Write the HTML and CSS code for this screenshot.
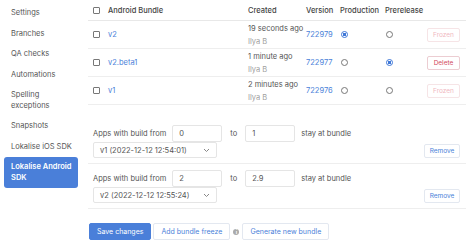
FILE: index.html
```html
<!DOCTYPE html>
<html lang="en">

<head>
    <meta charset="UTF-8">
    <title>Lokalise Android SDK</title>
    <link rel="stylesheet" href="styles.css">
</head>

<body>
    <div class="layout">
        <nav class="sidebar">
            <a class="nav-item">Settings</a>
            <a class="nav-item">Branches</a>
            <a class="nav-item">QA checks</a>
            <a class="nav-item">Automations</a>
            <a class="nav-item">Spelling exceptions</a>
            <a class="nav-item">Snapshots</a>
            <a class="nav-item">Lokalise iOS SDK</a>
            <a class="nav-item active">Lokalise Android SDK</a>
        </nav>

        <main class="content">
            <table class="bundles">
                <thead>
                    <tr>
                        <th class="col-check"><span class="checkbox"></span></th>
                        <th class="col-name">Android Bundle</th>
                        <th class="col-created">Created</th>
                        <th class="col-version">Version</th>
                        <th class="col-prod">Production</th>
                        <th class="col-pre">Prerelease</th>
                        <th class="col-action"></th>
                    </tr>
                </thead>
                <tbody>
                    <tr>
                        <td><span class="checkbox"></span></td>
                        <td><a class="link">v2</a></td>
                        <td>19 seconds ago<div class="author">Ilya B</div></td>
                        <td><a class="link">722979</a></td>
                        <td><span class="radio checked"></span></td>
                        <td><span class="radio"></span></td>
                        <td><button class="btn-small frozen">Frozen</button></td>
                    </tr>
                    <tr>
                        <td><span class="checkbox"></span></td>
                        <td><a class="link">v2.beta1</a></td>
                        <td>1 minute ago<div class="author">Ilya B</div></td>
                        <td><a class="link">722977</a></td>
                        <td><span class="radio"></span></td>
                        <td><span class="radio checked"></span></td>
                        <td><button class="btn-small delete">Delete</button></td>
                    </tr>
                    <tr>
                        <td><span class="checkbox"></span></td>
                        <td><a class="link">v1</a></td>
                        <td>2 minutes ago<div class="author">Ilya B</div></td>
                        <td><a class="link">722976</a></td>
                        <td><span class="radio"></span></td>
                        <td><span class="radio"></span></td>
                        <td><button class="btn-small frozen">Frozen</button></td>
                    </tr>
                </tbody>
            </table>

            <div class="rule first">
                <div class="rule-line">
                    <span>Apps with build from</span>
                    <input class="field" type="text" value="0">
                    <span class="to">to</span>
                    <input class="field" type="text" value="1">
                    <span class="stay">stay at bundle</span>
                </div>
                <div class="rule-bottom">
                    <div class="select">
                        v1 (2022-12-12 12:54:01)
                        <svg width="7" height="5" viewBox="0 0 7 5"><path d="M1 1l2.5 2.5L6 1" fill="none" stroke="#888" stroke-width="1"/></svg>
                    </div>
                    <button class="btn-small remove">Remove</button>
                </div>
            </div>

            <div class="rule">
                <div class="rule-line">
                    <span>Apps with build from</span>
                    <input class="field" type="text" value="2">
                    <span class="to">to</span>
                    <input class="field" type="text" value="2.9">
                    <span class="stay">stay at bundle</span>
                </div>
                <div class="rule-bottom">
                    <div class="select">
                        v2 (2022-12-12 12:55:24)
                        <svg width="7" height="5" viewBox="0 0 7 5"><path d="M1 1l2.5 2.5L6 1" fill="none" stroke="#888" stroke-width="1"/></svg>
                    </div>
                    <button class="btn-small remove">Remove</button>
                </div>
            </div>

            <div class="actions">
                <button class="btn primary">Save changes</button>
                <button class="btn">Add bundle freeze</button>
                <span class="info">i</span>
                <button class="btn">Generate new bundle</button>
            </div>
        </main>
    </div>
</body>

</html>
```

FILE: styles.css
```css
body {
    margin: 0;
    font-family: Inter, "Open Sans", sans-serif;
    font-size: 7.5px;
    color: #555;
    background: #fff;
}

.layout {
    display: flex;
    width: 474px;
}

/* sidebar */
.sidebar {
    width: 74px;
    padding: 3px 0 0 4px;
    display: flex;
    flex-direction: column;
}

.nav-item {
    display: block;
    padding: 5px 3px 5px 7px;
    line-height: 10.5px;
    color: #555;
    border-radius: 3px;
}

.nav-item.active {
    background-color: #4a7fd9;
    color: #fff;
    font-weight: 600;
}

/* main */
.content {
    flex: 1;
    padding: 0 8px 0 10px;
}

.bundles {
    width: 100%;
    border-collapse: collapse;
    table-layout: fixed;
}

.bundles th {
    height: 20px;
    text-align: left;
    font-weight: 500;
    color: #444;
    border-bottom: 1px solid #e8e8e8;
    padding: 0;
}

.bundles td {
    height: 27px;
    padding: 0;
    border-bottom: 1px solid #eee;
    vertical-align: middle;
}

.col-check { width: 15px; }
.col-name { width: 140px; }
.col-created { width: 58px; }
.col-version { width: 34px; }
.col-prod { width: 45px; }
.col-pre { width: 40px; }

.bundles th:first-child,
.bundles td:first-child {
    padding-left: 5px;
}

.checkbox {
    display: block;
    width: 5px;
    height: 5px;
    border: 1px solid #777;
    border-radius: 1px;
}

.link {
    color: #4a7fd9;
}

.author {
    color: #a0a0a0;
    margin-top: 4px;
}

.radio {
    display: block;
    width: 5px;
    height: 5px;
    border: 1px solid #777;
    border-radius: 50%;
    margin-left: 1px;
}

.radio.checked {
    border-color: #3f78d8;
    background: radial-gradient(circle, #3f78d8 0 1.6px, #fff 2px);
}

.btn-small {
    display: block;
    margin-left: auto;
    margin-right: 6px;
    width: 33px;
    height: 14px;
    padding: 0;
    font-family: inherit;
    font-size: 6.5px;
    background: #fff;
    border: 1px solid #eee;
    border-radius: 2px;
}

.btn-small.frozen {
    color: #f0b8bf;
    border-color: #f6e4e6;
}

.btn-small.delete {
    color: #d24a5e;
    border-color: #eccdd2;
}

.btn-small.remove {
    width: 36px;
    color: #4a7fd9;
    border-color: #e3e8f0;
}

/* rules */
.rule {
    padding: 6px 0 5px 5px;
    border-bottom: 1px solid #eee;
}

.rule.first {
    padding-top: 20px;
}

.rule-line {
    display: flex;
    align-items: center;
}

.field {
    width: 50px;
    height: 17px;
    box-sizing: border-box;
    margin-left: 6px;
    padding: 0 6px;
    font-family: inherit;
    font-size: 7.5px;
    color: #555;
    border: 1px solid #e5e5e5;
    border-radius: 2px;
}

.to {
    margin: 0 2px 0 8px;
}

.stay {
    margin-left: 6px;
}

.rule-bottom {
    display: flex;
    align-items: flex-end;
    justify-content: space-between;
}

.select {
    width: 124px;
    height: 16px;
    box-sizing: border-box;
    display: flex;
    align-items: center;
    justify-content: space-between;
    padding: 0 6px;
    border: 1px solid #e5e5e5;
    border-radius: 2px;
}

/* bottom actions */
.actions {
    display: flex;
    align-items: center;
    gap: 2px;
    padding: 14px 0 0 1px;
}

.btn {
    height: 17px;
    padding: 0 7px;
    font-family: inherit;
    font-size: 7px;
    color: #4a7fd9;
    background: #fff;
    border: 1px solid #e3e8f0;
    border-radius: 2px;
}

.btn.primary {
    background-color: #4a7fd9;
    border-color: #4a7fd9;
    color: #fff;
}

.info {
    width: 6px;
    height: 6px;
    margin: 0 1px;
    border-radius: 50%;
    background: #aaa;
    color: #fff;
    font-size: 5px;
    line-height: 6px;
    text-align: center;
    font-weight: 700;
}
```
================================
• **Written request**
Copy out all the data without changing anything, and drop the pictures.

• **Task result**
Write the HTML and CSS code for this screenshot.
FILE: index.html
```html
<!DOCTYPE html>
<html lang="en">

<head>
    <meta charset="UTF-8">
    <title>Lokalise Android SDK</title>
    <link rel="stylesheet" href="styles.css">
</head>

<body>
    <div class="layout">
        <nav class="sidebar">
            <a class="nav-item">Settings</a>
            <a class="nav-item">Branches</a>
            <a class="nav-item">QA checks</a>
            <a class="nav-item">Automations</a>
            <a class="nav-item">Spelling exceptions</a>
            <a class="nav-item">Snapshots</a>
            <a class="nav-item">Lokalise iOS SDK</a>
            <a class="nav-item active">Lokalise Android SDK</a>
        </nav>

        <main class="content">
            <table class="bundles">
                <thead>
                    <tr>
                        <th class="col-check"><span class="checkbox"></span></th>
                        <th class="col-name">Android Bundle</th>
                        <th class="col-created">Created</th>
                        <th class="col-version">Version</th>
                        <th class="col-prod">Production</th>
                        <th class="col-pre">Prerelease</th>
                        <th class="col-action"></th>
                    </tr>
                </thead>
                <tbody>
                    <tr>
                        <td><span class="checkbox"></span></td>
                        <td><a class="link">v2</a></td>
                        <td>19 seconds ago<div class="author">Ilya B</div></td>
                        <td><a class="link">722979</a></td>
                        <td><span class="radio checked"></span></td>
                        <td><span class="radio"></span></td>
                        <td><button class="btn-small frozen">Frozen</button></td>
                    </tr>
                    <tr>
                        <td><span class="checkbox"></span></td>
                        <td><a class="link">v2.beta1</a></td>
                        <td>1 minute ago<div class="author">Ilya B</div></td>
                        <td><a class="link">722977</a></td>
                        <td><span class="radio"></span></td>
                        <td><span class="radio checked"></span></td>
                        <td><button class="btn-small delete">Delete</button></td>
                    </tr>
                    <tr>
                        <td><span class="checkbox"></span></td>
                        <td><a class="link">v1</a></td>
                        <td>2 minutes ago<div class="author">Ilya B</div></td>
                        <td><a class="link">722976</a></td>
                        <td><span class="radio"></span></td>
                        <td><span class="radio"></span></td>
                        <td><button class="btn-small frozen">Frozen</button></td>
                    </tr>
                </tbody>
            </table>

            <div class="rule first">
                <div class="rule-line">
                    <span>Apps with build from</span>
                    <input class="field" type="text" value="0">
                    <span class="to">to</span>
                    <input class="field" type="text" value="1">
                    <span class="stay">stay at bundle</span>
                </div>
                <div class="rule-bottom">
                    <div class="select">
                        v1 (2022-12-12 12:54:01)
                        <svg width="7" height="5" viewBox="0 0 7 5"><path d="M1 1l2.5 2.5L6 1" fill="none" stroke="#888" stroke-width="1"/></svg>
                    </div>
                    <button class="btn-small remove">Remove</button>
                </div>
            </div>

            <div class="rule">
                <div class="rule-line">
                    <span>Apps with build from</span>
                    <input class="field" type="text" value="2">
                    <span class="to">to</span>
                    <input class="field" type="text" value="2.9">
                    <span class="stay">stay at bundle</span>
                </div>
                <div class="rule-bottom">
                    <div class="select">
                        v2 (2022-12-12 12:55:24)
                        <svg width="7" height="5" viewBox="0 0 7 5"><path d="M1 1l2.5 2.5L6 1" fill="none" stroke="#888" stroke-width="1"/></svg>
                    </div>
                    <button class="btn-small remove">Remove</button>
                </div>
            </div>

            <div class="actions">
                <button class="btn primary">Save changes</button>
                <button class="btn">Add bundle freeze</button>
                <span class="info">i</span>
                <button class="btn">Generate new bundle</button>
            </div>
        </main>
    </div>
</body>

</html>
```

FILE: styles.css
```css
body {
    margin: 0;
    font-family: Inter, "Open Sans", sans-serif;
    font-size: 7.5px;
    color: #555;
    background: #fff;
}

.layout {
    display: flex;
    width: 474px;
}

/* sidebar */
.sidebar {
    width: 74px;
    padding: 3px 0 0 4px;
    display: flex;
    flex-direction: column;
}

.nav-item {
    display: block;
    padding: 5px 3px 5px 7px;
    line-height: 10.5px;
    color: #555;
    border-radius: 3px;
}

.nav-item.active {
    background-color: #4a7fd9;
    color: #fff;
    font-weight: 600;
}

/* main */
.content {
    flex: 1;
    padding: 0 8px 0 10px;
}

.bundles {
    width: 100%;
    border-collapse: collapse;
    table-layout: fixed;
}

.bundles th {
    height: 20px;
    text-align: left;
    font-weight: 500;
    color: #444;
    border-bottom: 1px solid #e8e8e8;
    padding: 0;
}

.bundles td {
    height: 27px;
    padding: 0;
    border-bottom: 1px solid #eee;
    vertical-align: middle;
}

.col-check { width: 15px; }
.col-name { width: 140px; }
.col-created { width: 58px; }
.col-version { width: 34px; }
.col-prod { width: 45px; }
.col-pre { width: 40px; }

.bundles th:first-child,
.bundles td:first-child {
    padding-left: 5px;
}

.checkbox {
    display: block;
    width: 5px;
    height: 5px;
    border: 1px solid #777;
    border-radius: 1px;
}

.link {
    color: #4a7fd9;
}

.author {
    color: #a0a0a0;
    margin-top: 4px;
}

.radio {
    display: block;
    width: 5px;
    height: 5px;
    border: 1px solid #777;
    border-radius: 50%;
    margin-left: 1px;
}

.radio.checked {
    border-color: #3f78d8;
    background: radial-gradient(circle, #3f78d8 0 1.6px, #fff 2px);
}

.btn-small {
    display: block;
    margin-left: auto;
    margin-right: 6px;
    width: 33px;
    height: 14px;
    padding: 0;
    font-family: inherit;
    font-size: 6.5px;
    background: #fff;
    border: 1px solid #eee;
    border-radius: 2px;
}

.btn-small.frozen {
    color: #f0b8bf;
    border-color: #f6e4e6;
}

.btn-small.delete {
    color: #d24a5e;
    border-color: #eccdd2;
}

.btn-small.remove {
    width: 36px;
    color: #4a7fd9;
    border-color: #e3e8f0;
}

/* rules */
.rule {
    padding: 6px 0 5px 5px;
    border-bottom: 1px solid #eee;
}

.rule.first {
    padding-top: 20px;
}

.rule-line {
    display: flex;
    align-items: center;
}

.field {
    width: 50px;
    height: 17px;
    box-sizing: border-box;
    margin-left: 6px;
    padding: 0 6px;
    font-family: inherit;
    font-size: 7.5px;
    color: #555;
    border: 1px solid #e5e5e5;
    border-radius: 2px;
}

.to {
    margin: 0 2px 0 8px;
}

.stay {
    margin-left: 6px;
}

.rule-bottom {
    display: flex;
    align-items: flex-end;
    justify-content: space-between;
}

.select {
    width: 124px;
    height: 16px;
    box-sizing: border-box;
    display: flex;
    align-items: center;
    justify-content: space-between;
    padding: 0 6px;
    border: 1px solid #e5e5e5;
    border-radius: 2px;
}

/* bottom actions */
.actions {
    display: flex;
    align-items: center;
    gap: 2px;
    padding: 14px 0 0 1px;
}

.btn {
    height: 17px;
    padding: 0 7px;
    font-family: inherit;
    font-size: 7px;
    color: #4a7fd9;
    background: #fff;
    border: 1px solid #e3e8f0;
    border-radius: 2px;
}

.btn.primary {
    background-color: #4a7fd9;
    border-color: #4a7fd9;
    color: #fff;
}

.info {
    width: 6px;
    height: 6px;
    margin: 0 1px;
    border-radius: 50%;
    background: #aaa;
    color: #fff;
    font-size: 5px;
    line-height: 6px;
    text-align: center;
    font-weight: 700;
}
```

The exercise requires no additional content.